=== PROBLEM DETAILS ===
Extract every line below that contains the word "page".

=== GIVEN RECORDS ===
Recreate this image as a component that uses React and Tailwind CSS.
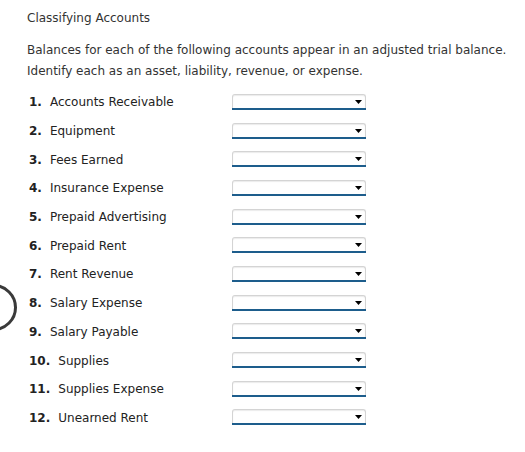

---

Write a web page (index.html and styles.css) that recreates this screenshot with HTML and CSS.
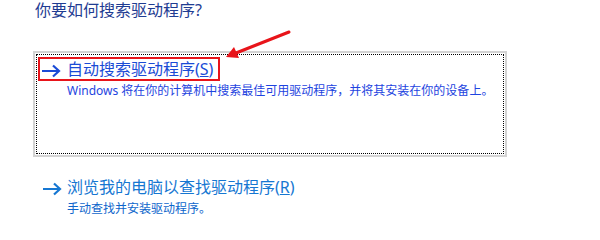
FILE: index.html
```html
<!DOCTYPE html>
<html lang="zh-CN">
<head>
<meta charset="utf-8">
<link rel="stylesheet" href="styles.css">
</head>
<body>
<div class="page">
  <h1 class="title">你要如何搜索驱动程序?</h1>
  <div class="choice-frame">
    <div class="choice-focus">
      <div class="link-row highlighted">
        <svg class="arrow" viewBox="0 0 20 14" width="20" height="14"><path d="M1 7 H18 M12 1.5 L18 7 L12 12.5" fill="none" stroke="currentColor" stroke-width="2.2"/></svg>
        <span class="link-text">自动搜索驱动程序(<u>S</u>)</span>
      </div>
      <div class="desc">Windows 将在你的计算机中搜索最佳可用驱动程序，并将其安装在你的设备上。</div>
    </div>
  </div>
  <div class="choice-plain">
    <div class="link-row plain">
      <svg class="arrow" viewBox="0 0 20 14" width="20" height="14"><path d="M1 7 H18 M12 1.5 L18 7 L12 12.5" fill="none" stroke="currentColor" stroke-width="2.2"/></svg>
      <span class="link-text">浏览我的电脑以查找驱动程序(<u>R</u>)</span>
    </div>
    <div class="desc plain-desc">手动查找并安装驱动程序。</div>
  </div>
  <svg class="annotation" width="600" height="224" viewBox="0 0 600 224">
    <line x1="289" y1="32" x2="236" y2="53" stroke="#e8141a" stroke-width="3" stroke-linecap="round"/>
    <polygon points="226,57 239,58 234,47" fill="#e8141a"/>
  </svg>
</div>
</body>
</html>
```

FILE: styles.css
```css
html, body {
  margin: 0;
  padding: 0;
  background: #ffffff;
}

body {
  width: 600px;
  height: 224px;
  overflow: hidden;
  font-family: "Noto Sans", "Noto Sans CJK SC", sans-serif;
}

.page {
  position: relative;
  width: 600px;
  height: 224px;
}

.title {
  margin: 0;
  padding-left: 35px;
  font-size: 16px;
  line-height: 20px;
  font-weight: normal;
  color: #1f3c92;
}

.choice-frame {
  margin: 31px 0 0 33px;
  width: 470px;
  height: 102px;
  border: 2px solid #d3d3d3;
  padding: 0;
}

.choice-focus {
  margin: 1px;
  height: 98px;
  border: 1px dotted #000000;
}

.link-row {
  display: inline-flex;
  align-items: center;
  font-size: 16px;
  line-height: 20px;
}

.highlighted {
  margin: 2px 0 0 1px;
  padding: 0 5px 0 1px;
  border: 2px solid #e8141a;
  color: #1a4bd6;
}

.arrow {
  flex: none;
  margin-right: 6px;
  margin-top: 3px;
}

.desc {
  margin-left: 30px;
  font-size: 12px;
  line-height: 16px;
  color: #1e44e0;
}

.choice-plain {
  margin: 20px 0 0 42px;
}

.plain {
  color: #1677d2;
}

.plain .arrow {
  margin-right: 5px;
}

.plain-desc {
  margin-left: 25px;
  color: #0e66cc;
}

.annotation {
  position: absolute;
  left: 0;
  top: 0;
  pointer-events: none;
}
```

=== CORRECT RESPONSE ===
Write a web page (index.html and styles.css) that recreates this screenshot with HTML and CSS.
<div class="page">
.page {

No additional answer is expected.